** Start Information given **

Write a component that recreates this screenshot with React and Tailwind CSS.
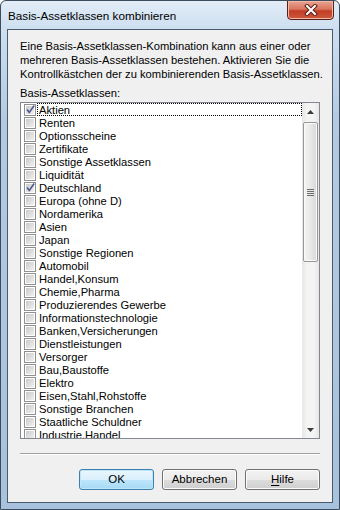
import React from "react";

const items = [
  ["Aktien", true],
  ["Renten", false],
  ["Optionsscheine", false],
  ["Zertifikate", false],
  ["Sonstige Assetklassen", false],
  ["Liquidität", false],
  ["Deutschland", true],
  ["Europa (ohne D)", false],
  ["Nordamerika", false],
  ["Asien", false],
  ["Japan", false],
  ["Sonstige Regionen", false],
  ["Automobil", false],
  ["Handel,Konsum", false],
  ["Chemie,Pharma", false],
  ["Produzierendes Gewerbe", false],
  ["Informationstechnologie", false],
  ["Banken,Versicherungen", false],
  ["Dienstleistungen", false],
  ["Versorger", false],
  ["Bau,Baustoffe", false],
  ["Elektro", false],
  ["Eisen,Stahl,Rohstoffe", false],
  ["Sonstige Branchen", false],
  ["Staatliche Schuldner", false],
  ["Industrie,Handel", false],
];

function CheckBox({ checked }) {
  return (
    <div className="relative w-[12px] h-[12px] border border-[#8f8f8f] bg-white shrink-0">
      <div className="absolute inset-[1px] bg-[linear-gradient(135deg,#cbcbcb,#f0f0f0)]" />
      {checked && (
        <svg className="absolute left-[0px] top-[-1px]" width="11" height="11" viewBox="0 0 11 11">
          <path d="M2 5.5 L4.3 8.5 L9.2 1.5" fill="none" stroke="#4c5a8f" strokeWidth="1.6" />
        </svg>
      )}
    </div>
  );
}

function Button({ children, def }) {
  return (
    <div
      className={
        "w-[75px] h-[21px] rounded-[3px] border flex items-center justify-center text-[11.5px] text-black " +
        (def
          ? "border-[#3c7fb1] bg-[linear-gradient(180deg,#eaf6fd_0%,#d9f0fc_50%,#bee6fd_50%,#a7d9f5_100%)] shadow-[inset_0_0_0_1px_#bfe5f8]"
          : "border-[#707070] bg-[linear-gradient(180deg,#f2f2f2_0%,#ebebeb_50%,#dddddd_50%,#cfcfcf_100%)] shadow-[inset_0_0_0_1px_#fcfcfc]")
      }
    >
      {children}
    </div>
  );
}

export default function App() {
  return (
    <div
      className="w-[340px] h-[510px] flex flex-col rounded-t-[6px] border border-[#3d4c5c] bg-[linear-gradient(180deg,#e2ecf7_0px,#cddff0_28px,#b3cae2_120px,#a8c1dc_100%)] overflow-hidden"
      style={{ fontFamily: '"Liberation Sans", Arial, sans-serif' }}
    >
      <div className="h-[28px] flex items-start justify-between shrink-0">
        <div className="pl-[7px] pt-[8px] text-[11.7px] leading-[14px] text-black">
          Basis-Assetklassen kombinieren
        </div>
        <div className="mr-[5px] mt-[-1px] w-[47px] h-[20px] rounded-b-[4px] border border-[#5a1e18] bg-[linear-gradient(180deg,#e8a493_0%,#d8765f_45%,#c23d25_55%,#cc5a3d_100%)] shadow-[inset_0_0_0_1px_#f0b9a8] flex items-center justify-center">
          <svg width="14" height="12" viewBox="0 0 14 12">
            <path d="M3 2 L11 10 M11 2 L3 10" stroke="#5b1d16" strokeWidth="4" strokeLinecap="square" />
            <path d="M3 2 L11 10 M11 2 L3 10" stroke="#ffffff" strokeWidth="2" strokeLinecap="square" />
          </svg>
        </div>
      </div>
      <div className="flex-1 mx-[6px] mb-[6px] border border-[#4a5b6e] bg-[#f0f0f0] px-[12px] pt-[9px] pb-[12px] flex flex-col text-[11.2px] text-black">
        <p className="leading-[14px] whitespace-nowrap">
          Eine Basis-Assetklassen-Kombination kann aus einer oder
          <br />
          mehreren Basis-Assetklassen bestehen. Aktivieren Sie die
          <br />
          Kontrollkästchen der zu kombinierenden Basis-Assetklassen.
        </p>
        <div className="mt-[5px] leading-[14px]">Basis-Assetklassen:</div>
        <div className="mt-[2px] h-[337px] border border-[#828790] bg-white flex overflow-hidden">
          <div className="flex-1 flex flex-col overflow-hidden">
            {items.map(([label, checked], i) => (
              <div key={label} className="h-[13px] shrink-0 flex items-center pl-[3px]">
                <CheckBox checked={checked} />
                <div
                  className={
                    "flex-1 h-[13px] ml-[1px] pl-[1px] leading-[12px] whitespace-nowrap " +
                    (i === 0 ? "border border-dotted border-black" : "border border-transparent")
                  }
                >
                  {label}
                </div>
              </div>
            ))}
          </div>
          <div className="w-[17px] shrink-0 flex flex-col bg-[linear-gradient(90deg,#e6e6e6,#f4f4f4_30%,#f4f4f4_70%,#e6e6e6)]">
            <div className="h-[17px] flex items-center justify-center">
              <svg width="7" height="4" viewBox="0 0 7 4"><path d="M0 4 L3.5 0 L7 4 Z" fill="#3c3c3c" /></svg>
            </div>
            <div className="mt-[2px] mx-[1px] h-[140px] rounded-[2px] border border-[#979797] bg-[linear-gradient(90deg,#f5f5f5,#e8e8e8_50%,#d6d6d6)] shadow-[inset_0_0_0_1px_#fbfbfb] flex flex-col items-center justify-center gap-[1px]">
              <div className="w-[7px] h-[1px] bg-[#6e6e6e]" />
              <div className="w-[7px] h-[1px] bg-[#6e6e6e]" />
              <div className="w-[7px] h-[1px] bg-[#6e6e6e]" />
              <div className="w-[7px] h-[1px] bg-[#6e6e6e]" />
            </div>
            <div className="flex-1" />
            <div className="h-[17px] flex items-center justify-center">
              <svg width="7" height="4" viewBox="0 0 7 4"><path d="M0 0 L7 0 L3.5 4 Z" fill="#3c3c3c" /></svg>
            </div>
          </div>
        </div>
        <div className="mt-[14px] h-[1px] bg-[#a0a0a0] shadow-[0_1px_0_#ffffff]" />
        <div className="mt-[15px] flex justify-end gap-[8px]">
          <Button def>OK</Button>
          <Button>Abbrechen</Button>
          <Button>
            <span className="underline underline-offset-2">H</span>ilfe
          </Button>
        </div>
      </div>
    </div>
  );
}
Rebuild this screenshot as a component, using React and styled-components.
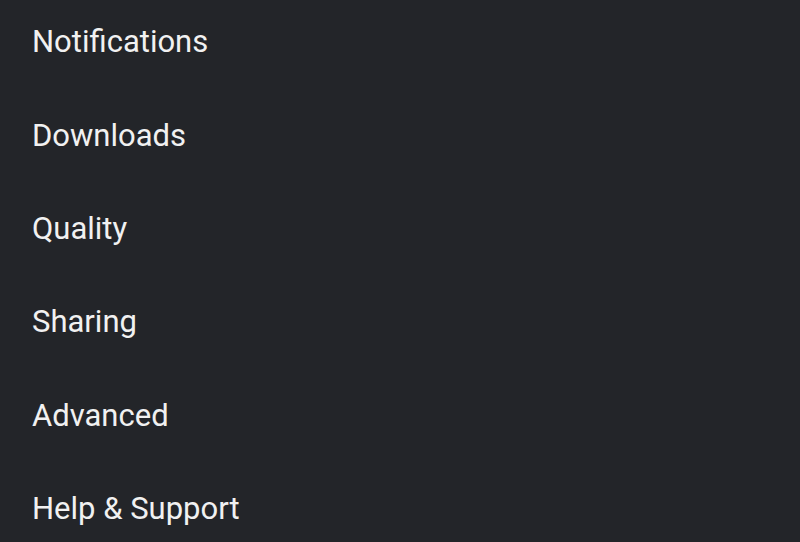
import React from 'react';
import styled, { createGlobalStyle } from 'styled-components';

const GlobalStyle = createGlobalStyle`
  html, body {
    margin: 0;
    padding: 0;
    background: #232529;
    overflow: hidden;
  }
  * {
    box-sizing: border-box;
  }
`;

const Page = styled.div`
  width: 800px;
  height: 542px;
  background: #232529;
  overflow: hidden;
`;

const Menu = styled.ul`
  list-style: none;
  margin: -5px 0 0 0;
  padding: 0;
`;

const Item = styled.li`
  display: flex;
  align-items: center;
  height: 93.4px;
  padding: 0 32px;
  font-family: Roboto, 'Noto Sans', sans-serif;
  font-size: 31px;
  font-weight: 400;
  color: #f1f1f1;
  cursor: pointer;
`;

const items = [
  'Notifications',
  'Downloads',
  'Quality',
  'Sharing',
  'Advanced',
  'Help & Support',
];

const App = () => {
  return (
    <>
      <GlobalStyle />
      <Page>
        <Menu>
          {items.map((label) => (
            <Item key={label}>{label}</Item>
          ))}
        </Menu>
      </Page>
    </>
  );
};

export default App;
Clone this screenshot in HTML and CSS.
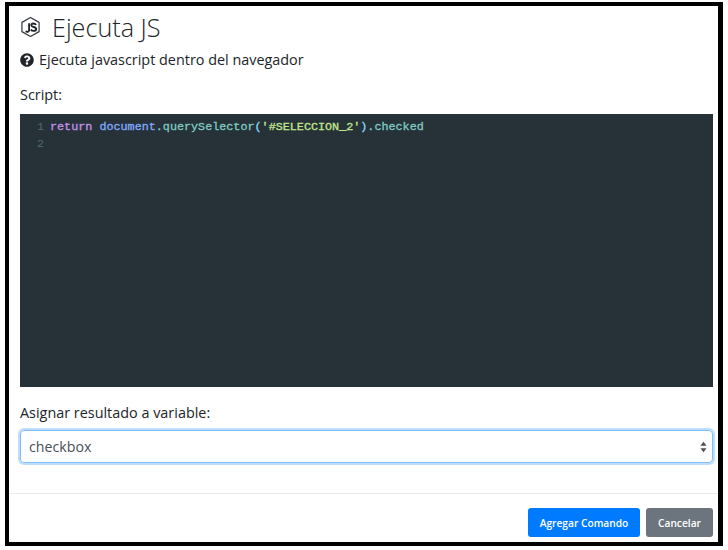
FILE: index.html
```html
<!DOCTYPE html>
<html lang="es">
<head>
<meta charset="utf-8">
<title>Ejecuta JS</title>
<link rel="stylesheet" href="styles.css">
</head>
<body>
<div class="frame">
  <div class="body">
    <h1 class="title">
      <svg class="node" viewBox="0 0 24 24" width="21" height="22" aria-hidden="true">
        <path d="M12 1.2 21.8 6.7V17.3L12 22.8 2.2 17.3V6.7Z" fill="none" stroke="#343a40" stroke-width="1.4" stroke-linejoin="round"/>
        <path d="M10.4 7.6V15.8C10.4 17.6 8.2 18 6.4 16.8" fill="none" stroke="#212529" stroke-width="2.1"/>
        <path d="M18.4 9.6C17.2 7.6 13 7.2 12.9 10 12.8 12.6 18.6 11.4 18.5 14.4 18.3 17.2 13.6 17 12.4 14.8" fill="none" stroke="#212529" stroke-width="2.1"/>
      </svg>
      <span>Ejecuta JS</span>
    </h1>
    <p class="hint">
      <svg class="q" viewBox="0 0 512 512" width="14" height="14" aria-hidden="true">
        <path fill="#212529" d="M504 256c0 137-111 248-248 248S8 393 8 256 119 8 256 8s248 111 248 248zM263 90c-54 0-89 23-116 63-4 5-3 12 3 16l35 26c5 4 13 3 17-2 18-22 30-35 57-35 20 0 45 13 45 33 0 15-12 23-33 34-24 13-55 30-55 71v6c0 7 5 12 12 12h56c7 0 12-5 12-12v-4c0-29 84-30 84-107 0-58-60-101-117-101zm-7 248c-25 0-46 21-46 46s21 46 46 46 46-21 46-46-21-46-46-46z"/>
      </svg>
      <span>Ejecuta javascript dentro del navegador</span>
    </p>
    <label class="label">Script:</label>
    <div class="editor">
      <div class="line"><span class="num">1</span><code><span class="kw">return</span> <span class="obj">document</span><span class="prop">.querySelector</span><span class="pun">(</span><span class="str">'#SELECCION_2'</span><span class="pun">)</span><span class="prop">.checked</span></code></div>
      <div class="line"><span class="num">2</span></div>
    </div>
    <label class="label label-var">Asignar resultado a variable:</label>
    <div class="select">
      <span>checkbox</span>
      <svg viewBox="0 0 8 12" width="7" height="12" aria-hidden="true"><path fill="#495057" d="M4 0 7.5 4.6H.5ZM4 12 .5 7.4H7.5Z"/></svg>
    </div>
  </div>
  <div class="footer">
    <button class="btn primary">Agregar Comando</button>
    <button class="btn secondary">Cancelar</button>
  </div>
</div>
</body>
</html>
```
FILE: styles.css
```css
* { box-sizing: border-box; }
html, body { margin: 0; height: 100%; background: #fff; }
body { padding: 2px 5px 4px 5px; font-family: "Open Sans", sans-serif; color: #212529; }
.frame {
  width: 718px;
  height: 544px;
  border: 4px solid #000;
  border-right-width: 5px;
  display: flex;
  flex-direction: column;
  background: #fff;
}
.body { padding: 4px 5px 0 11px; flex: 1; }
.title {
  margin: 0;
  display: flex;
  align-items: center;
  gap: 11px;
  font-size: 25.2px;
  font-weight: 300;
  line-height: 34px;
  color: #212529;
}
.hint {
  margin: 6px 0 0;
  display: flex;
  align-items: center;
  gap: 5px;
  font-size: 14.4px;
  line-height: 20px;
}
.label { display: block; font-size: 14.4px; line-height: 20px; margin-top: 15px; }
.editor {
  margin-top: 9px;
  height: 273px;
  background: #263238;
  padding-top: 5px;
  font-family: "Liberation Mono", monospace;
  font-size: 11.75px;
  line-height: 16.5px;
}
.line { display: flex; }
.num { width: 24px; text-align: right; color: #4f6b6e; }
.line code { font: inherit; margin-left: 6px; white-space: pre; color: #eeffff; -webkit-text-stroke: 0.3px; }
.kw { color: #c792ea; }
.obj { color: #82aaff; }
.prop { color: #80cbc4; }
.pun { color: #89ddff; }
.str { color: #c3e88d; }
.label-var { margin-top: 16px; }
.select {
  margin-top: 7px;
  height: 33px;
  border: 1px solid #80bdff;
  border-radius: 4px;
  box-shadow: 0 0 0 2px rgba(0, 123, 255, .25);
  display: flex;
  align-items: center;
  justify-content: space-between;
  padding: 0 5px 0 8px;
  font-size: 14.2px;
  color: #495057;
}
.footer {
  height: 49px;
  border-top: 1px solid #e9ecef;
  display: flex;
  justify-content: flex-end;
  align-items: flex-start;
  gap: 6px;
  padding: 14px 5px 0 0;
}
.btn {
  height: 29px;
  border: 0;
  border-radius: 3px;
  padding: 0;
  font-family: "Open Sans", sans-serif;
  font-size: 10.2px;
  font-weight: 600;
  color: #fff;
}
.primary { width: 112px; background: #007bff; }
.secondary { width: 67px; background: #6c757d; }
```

** End Information given **

### Set exercise
Search the entries for the word "styled" and gather every line where it appears.

### Exercise result
Rebuild this screenshot as a component, using React and styled-components.
import styled, { createGlobalStyle } from 'styled-components';
const Page = styled.div`
const Menu = styled.ul`
const Item = styled.li`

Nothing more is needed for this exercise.